Religion
- Affiliation: Buddhism
- District: Ampara
- Province: Eastern Province

Location
- Location: Niyuguna Kanda, Eragama
- Country: Sri Lanka
- Interactive map of Niyuguna Raja Maha Vihara
- Coordinates: 07°13′49.0″N 81°42′08.9″E﻿ / ﻿7.230278°N 81.702472°E

Architecture
- Type: Buddhist Temple
- Archaeological Protected Monument of Sri Lanka
- Designated: 26 December 2014

= Niyuguna Raja Maha Vihara =

Buddhist temple in Niyuguna, Sri Lanka

Niyuguna Raja Maha Vihara is an ancient Buddhist temple in Niyuguna, Sri Lanka. It is located on the wayside of Hingurana – Eragama road approximately 4 km from Hingurana. Presently, the temple has been formally recognised by the Government as an archaeological site in Sri Lanka through a Gazette notification published on 26 December 2014.

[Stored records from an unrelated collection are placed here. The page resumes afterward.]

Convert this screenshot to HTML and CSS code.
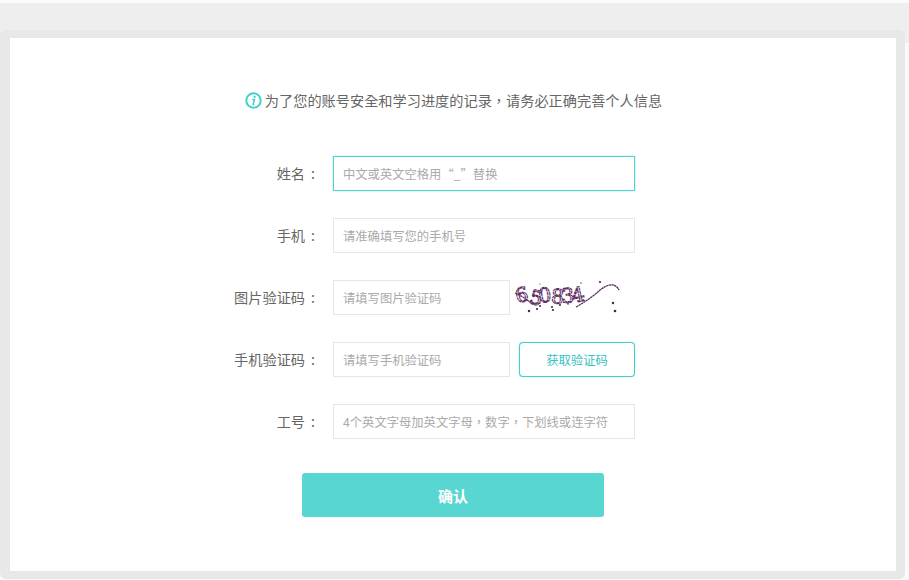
FILE: index.html
```html
<!DOCTYPE html>
<html lang="zh-CN">
<head>
    <meta charset="UTF-8">
    <title>完善个人信息</title>
    <link rel="stylesheet" href="styles.css">
</head>
<body>
    <div class="page">
        <div class="shell">
            <div class="card">
                <p class="notice" lang="zh-TW">
                    <svg class="notice-icon" width="17" height="17" viewBox="0 0 17 17">
                        <circle cx="8.5" cy="8.5" r="7.2" fill="none" stroke="#3fd0ca" stroke-width="2"/>
                        <circle cx="9.7" cy="4.8" r="1.1" fill="#3fd0ca"/>
                        <path d="M7.2 7.5h2.3l-1.3 4.5q-.1.7 1 .3" fill="none" stroke="#3fd0ca" stroke-width="1.5"/>
                    </svg>
                    <span>为了您的账号安全和学习进度的记录，请务必正确完善个人信息</span>
                </p>

                <form class="info-form">
                    <div class="form-row">
                        <label class="form-label">姓名<span class="colon">:</span></label>
                        <input type="text" class="form-input is-focus" placeholder="中文或英文空格用“_”替换">
                    </div>
                    <div class="form-row">
                        <label class="form-label">手机<span class="colon">:</span></label>
                        <input type="text" class="form-input" placeholder="请准确填写您的手机号">
                    </div>
                    <div class="form-row">
                        <label class="form-label">图片验证码<span class="colon">:</span></label>
                        <input type="text" class="form-input short" placeholder="请填写图片验证码">
                        <svg class="captcha" width="106" height="36" viewBox="0 0 106 36">
                            <text class="captcha-text" x="3" y="24" rotate="-12 14 -8 4 -4 -12">650834</text>
                            <path d="M1 14q7 3 12 7t14 3M62 28q14-8 23-16q8-7 14-6q4 1 6 5" fill="none" stroke="#5c2a63" stroke-width="1.3" stroke-dasharray="2.4 .4"/>
                            <g fill="#4d1f52">
                                <circle cx="15" cy="32" r="1.2"/><circle cx="23" cy="30" r="1.1"/><circle cx="26" cy="27" r="1"/>
                                <circle cx="38" cy="28" r="1"/><circle cx="39" cy="31" r="1.1"/><circle cx="46" cy="26" r="1"/>
                                <circle cx="86" cy="3" r="1.1"/><circle cx="99" cy="24" r="1.2"/><circle cx="101" cy="32" r="1.3"/>
                                <circle cx="67" cy="4" r=".7"/><circle cx="26" cy="5" r=".6"/><circle cx="54" cy="25" r=".8"/>
                            </g>
                        </svg>
                    </div>
                    <div class="form-row">
                        <label class="form-label">手机验证码<span class="colon">:</span></label>
                        <input type="text" class="form-input short" placeholder="请填写手机验证码">
                        <button type="button" class="code-btn">获取验证码</button>
                    </div>
                    <div class="form-row">
                        <label class="form-label">工号<span class="colon">:</span></label>
                        <input type="text" class="form-input comma-center" lang="zh-TW" placeholder="4个英文字母加英文字母，数字，下划线或连字符">
                    </div>
                    <button type="button" class="submit-btn">确认</button>
                </form>
            </div>
        </div>
    </div>
</body>
</html>
```

FILE: styles.css
```css
* {
    margin: 0;
    padding: 0;
    box-sizing: border-box;
    font-family: "Noto Sans CJK SC", "Liberation Sans", sans-serif;
}

html, body {
    height: 580px;
    overflow: hidden;
    background-color: #fafafa;
}

.page {
    margin-top: 3px;
    padding: 27px 4px 0 0;
    height: 576px;
    background: linear-gradient(#eeeeee 40px, #fafafa 40px);
}

.shell {
    background-color: #e8e8e8;
    border-radius: 6px;
    padding: 8px 9px 8px 10px;
}

.card {
    background-color: #fff;
    height: 533px;
    padding-top: 52px;
}

.notice {
    display: flex;
    justify-content: center;
    align-items: center;
    gap: 3px;
    height: 20px;
    font-size: 14.2px;
    color: #666;
    margin-left: 1px;
}

.notice span {
    font-family: "Noto Sans CJK TC", sans-serif;
}

.info-form {
    margin-top: 46px;
}

.form-row {
    display: flex;
    align-items: center;
    height: 35px;
    margin-bottom: 27px;
}

.form-label {
    width: 323px;
    padding: 0 18px 2px 0;
    text-align: right;
    font-size: 14.2px;
    color: #666;
}

.colon {
    margin-left: 6px;
}

.form-input {
    width: 302px;
    height: 35px;
    padding: 1px 9px 0;
    border: 1px solid #e6e6e6;
    font-size: 12.3px;
    color: #666;
    outline: none;
    background-color: #fff;
}

.form-input::placeholder {
    color: #aaa;
}

.form-input.is-focus {
    border-color: #4fd3cd;
    box-shadow: 0 0 1px #58d6d1;
}

.form-input.short {
    width: 177px;
}

.form-input.comma-center {
    font-family: "Noto Sans CJK TC", sans-serif;
}

.captcha {
    margin-left: 4px;
    margin-top: -1px;
    overflow: visible;
}

.captcha-text {
    font-family: "DejaVu Serif", serif;
    font-size: 20px;
    fill: none;
    stroke: #5c2a63;
    stroke-width: 1.1;
    stroke-dasharray: 3 .5;
    letter-spacing: -1.5px;
}

.code-btn {
    width: 116px;
    height: 35px;
    margin-left: 9px;
    background-color: #fff;
    border: 1px solid #3fd0ca;
    border-radius: 4px;
    box-shadow: 0 0 1px #58d6d1;
    color: #35c4be;
    font-size: 12.3px;
}

.submit-btn {
    display: block;
    width: 302px;
    height: 44px;
    margin: 34px 0 0 292px;
    background-color: #58d6d1;
    border: none;
    border-radius: 3px;
    color: #fff;
    font-size: 15px;
    font-weight: bold;
}
```
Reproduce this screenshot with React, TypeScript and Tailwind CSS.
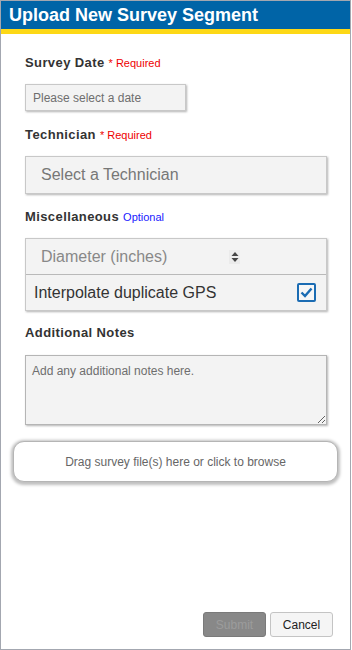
import React from "react";

function Label({ text, tag, tagClass }: { text: string; tag: string; tagClass: string }) {
  return (
    <div className="h-4 leading-4 text-[13px] font-bold text-[#333] tracking-[0.4px]">
      {text}
      <span className={`ml-1 text-[11px] font-normal tracking-normal ${tagClass}`}>{tag}</span>
    </div>
  );
}

export default function App() {
  return (
    <div
      className="w-[351px] h-[650px] border border-[#a3a7b0] bg-white flex flex-col"
      style={{ fontFamily: '"Liberation Sans", Arial, sans-serif' }}
    >
      <div className="h-[28px] bg-[#0064a7] flex items-center pl-[8px]">
        <span className="text-white font-bold text-[18px] leading-none">Upload New Survey Segment</span>
      </div>
      <div className="h-[5px] bg-[#fdd816]" />

      <div className="flex flex-col pl-[24px] pr-[23px] pt-[21px]">
        <Label text="Survey Date" tag="* Required" tagClass="text-[#ee0000]" />
        <div className="mt-[13px] w-[161px] h-[27px] bg-[#f3f3f3] border border-[#c8c8c8] shadow-[1px_1px_2px_rgba(0,0,0,0.3)] flex items-center pl-[7px] text-[12px] text-[#6e6e6e]">
          Please select a date
        </div>

        <div className="mt-[16px]">
          <Label text="Technician" tag="* Required" tagClass="text-[#ee0000]" />
        </div>
        <div className="mt-[13px] w-full h-[38px] bg-[#f3f3f3] border border-[#c8c8c8] shadow-[1px_1px_2px_rgba(0,0,0,0.3)] flex items-center pl-[15px] text-[16px] text-[#777]">
          Select a Technician
        </div>

        <div className="mt-[15px]">
          <Label text="Miscellaneous" tag="Optional" tagClass="text-[#1a1aff]" />
        </div>
        <div className="mt-[13px] w-full bg-[#f3f3f3] border border-[#c8c8c8] shadow-[1px_1px_2px_rgba(0,0,0,0.3)] flex flex-col">
          <div className="h-[36px] flex items-center pl-[15px] border-b border-[#b9b9b9] text-[16px] text-[#888]">
            <span className="w-[188px]">Diameter (inches)</span>
            <span className="w-[11px] h-[14px] bg-[#ebebeb] flex items-center justify-center">
              <svg width="8" height="12" viewBox="0 0 8 12">
                <path d="M4 1 L7.5 5 L0.5 5 Z" fill="#444" />
                <path d="M4 11 L7.5 7 L0.5 7 Z" fill="#444" />
              </svg>
            </span>
          </div>
          <div className="h-[35px] flex items-center justify-between pl-[8px] pr-[10px] text-[16px] text-[#333]">
            <span>Interpolate duplicate GPS</span>
            <span className="w-[19px] h-[19px] border-2 border-[#1b6cb3] rounded-[2px] bg-[#f7f7f7] flex items-center justify-center">
              <svg width="13" height="11" viewBox="0 0 13 11">
                <path d="M1.5 5.5 L5 9 L11.5 1.5" stroke="#1b6cb3" strokeWidth="2.4" fill="none" />
              </svg>
            </span>
          </div>
        </div>

        <div className="mt-[14px]">
          <Label text="Additional Notes" tag="" tagClass="" />
        </div>
        <textarea
          className="mt-[14px] w-full h-[70px] bg-[#f3f3f3] border border-[#b5b5b5] shadow-[1px_1px_2px_rgba(0,0,0,0.3)] pl-[6px] pt-[6px] text-[12px] text-[#333] placeholder:text-[#6e6e6e] outline-none"
          placeholder="Add any additional notes here."
        />
      </div>

      <div className="px-[12px] mt-[16px]">
        <div className="h-[41px] rounded-[11px] border border-[#b5b5b5] bg-white shadow-[0_1px_3px_2px_rgba(0,0,0,0.25)] flex items-center justify-center text-[12px] text-[#666]">
          Drag survey file(s) here or click to browse
        </div>
      </div>

      <div className="flex-1" />
      <div className="flex justify-end gap-[4px] pr-[17px] pb-[12px]">
        <button className="w-[63px] h-[25px] rounded-[3px] bg-[#888] border border-[#7a7a7a] text-[12px] text-[#9c9c9c]">
          Submit
        </button>
        <button className="w-[63px] h-[25px] rounded-[3px] bg-[#f5f5f5] border border-[#c4c4c4] text-[12px] text-[#222]">
          Cancel
        </button>
      </div>
    </div>
  );
}
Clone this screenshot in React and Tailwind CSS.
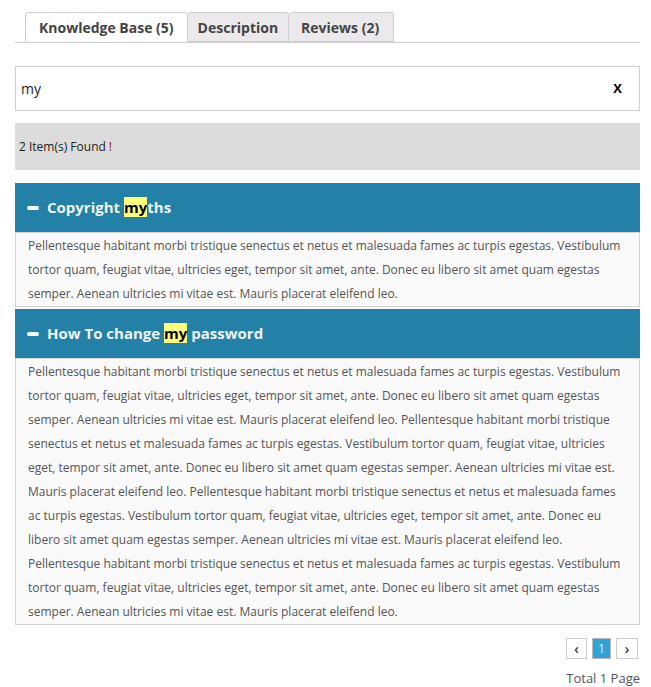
import { useState } from 'react'

const para =
  'Pellentesque habitant morbi tristique senectus et netus et malesuada fames ac turpis egestas. Vestibulum tortor quam, feugiat vitae, ultricies eget, tempor sit amet, ante. Donec eu libero sit amet quam egestas semper. Aenean ultricies mi vitae est. Mauris placerat eleifend leo.'

const items = [
  { id: 1, before: 'Copyright ', match: 'my', after: 'ths', body: para },
  { id: 2, before: 'How To change ', match: 'my', after: ' password', body: [para, para, para, para].join(' ') },
]

const tabs = [
  { label: 'Knowledge Base (5)', active: true, pad: 'px-[13px]' },
  { label: 'Description', pad: 'px-[10px]' },
  { label: 'Reviews (2)', pad: 'pl-[12px] pr-[14px]' },
]

export default function App() {
  const [query, setQuery] = useState('my')

  return (
    <div className="w-[651px] pl-[15px] pr-[11px] pt-[12px] pb-[2px] font-['Open_Sans',sans-serif] text-[#555]">
      <div className="flex border-b border-[#cfcfcf] pl-[10px]">
        {tabs.map((t) => (
          <div
            key={t.label}
            className={
              t.active
                ? `h-[30px] ${t.pad} flex items-center border border-[#cfcfcf] border-b-white -mb-px bg-white rounded-t-[4px]`
                : `h-[30px] ${t.pad} flex items-center border border-[#cfcfcf] border-l-0 bg-[#ebe9eb] rounded-t-[3px]`
            }
          >
            <span className="text-[14px] font-bold text-[#444]">{t.label}</span>
          </div>
        ))}
      </div>

      <div className="mt-[23px] h-[45px] border border-[#cfcfcf] flex items-center pl-[5px] pr-[17px]">
        <input
          value={query}
          onChange={(e) => setQuery(e.target.value)}
          className="flex-1 outline-none text-[14px] text-[#222] bg-transparent"
        />
        <button type="button" className="text-[13px] font-bold text-black" onClick={() => setQuery('')}>
          X
        </button>
      </div>

      <div className="mt-[12px] h-[47px] bg-[#dcdcdc] flex items-center px-[4px] text-[12px] text-[#222]">
        2 Item(s) Found <span className="ml-[3px] text-[#7a1010]">!</span>
      </div>

      <div className="mt-[13px] flex flex-col gap-[2px]">
        {items.map((it) => (
          <div key={it.id}>
            <div className="h-[49px] bg-[#2380a6] flex items-center pl-[12px] text-[15px] font-bold text-[#eef4f7]">
              <span className="w-[12px] h-[4px] rounded-[2px] bg-white mr-[8px]" />
              <span>
                {it.before}
                <span className="bg-[#ffff7a] text-black">{it.match}</span>
                {it.after}
              </span>
            </div>
            <div className="border border-[#d4d4d4] bg-[#fafafa] px-[12px] pt-[1px] text-[12px] leading-[24px] text-[#555]">
              {it.body}
            </div>
          </div>
        ))}
      </div>

      <div className="mt-[13px] flex justify-end gap-[5px] pr-[2px]">
        <button type="button" className="w-[21px] h-[21px] border border-[#ccc] bg-white flex items-center justify-center text-[15px] leading-none text-black">‹</button>
        <button type="button" className="w-[19px] h-[21px] border border-[#bbb] bg-[#2fa3d3] flex items-center justify-center text-[12px] text-[#dff1fa]">1</button>
        <button type="button" className="w-[22px] h-[21px] border border-[#ccc] bg-white flex items-center justify-center text-[15px] leading-none text-black">›</button>
      </div>
      <div className="mt-[10px] text-right text-[13px] text-[#555]">Total 1 Page</div>
    </div>
  )
}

The temple complex was constructed on a rocky outcrop called Niyuguna Kanda. A large number of ancient monuments such as mounds of Stupas, rock inscriptions, ruined building structures, flight of steps, drip ledged caves, and Siripathul gal have been identified in the temple premises. The Brahmi inscriptions discovered from the site indicate that the temple has a history running back to the pre-Christian era.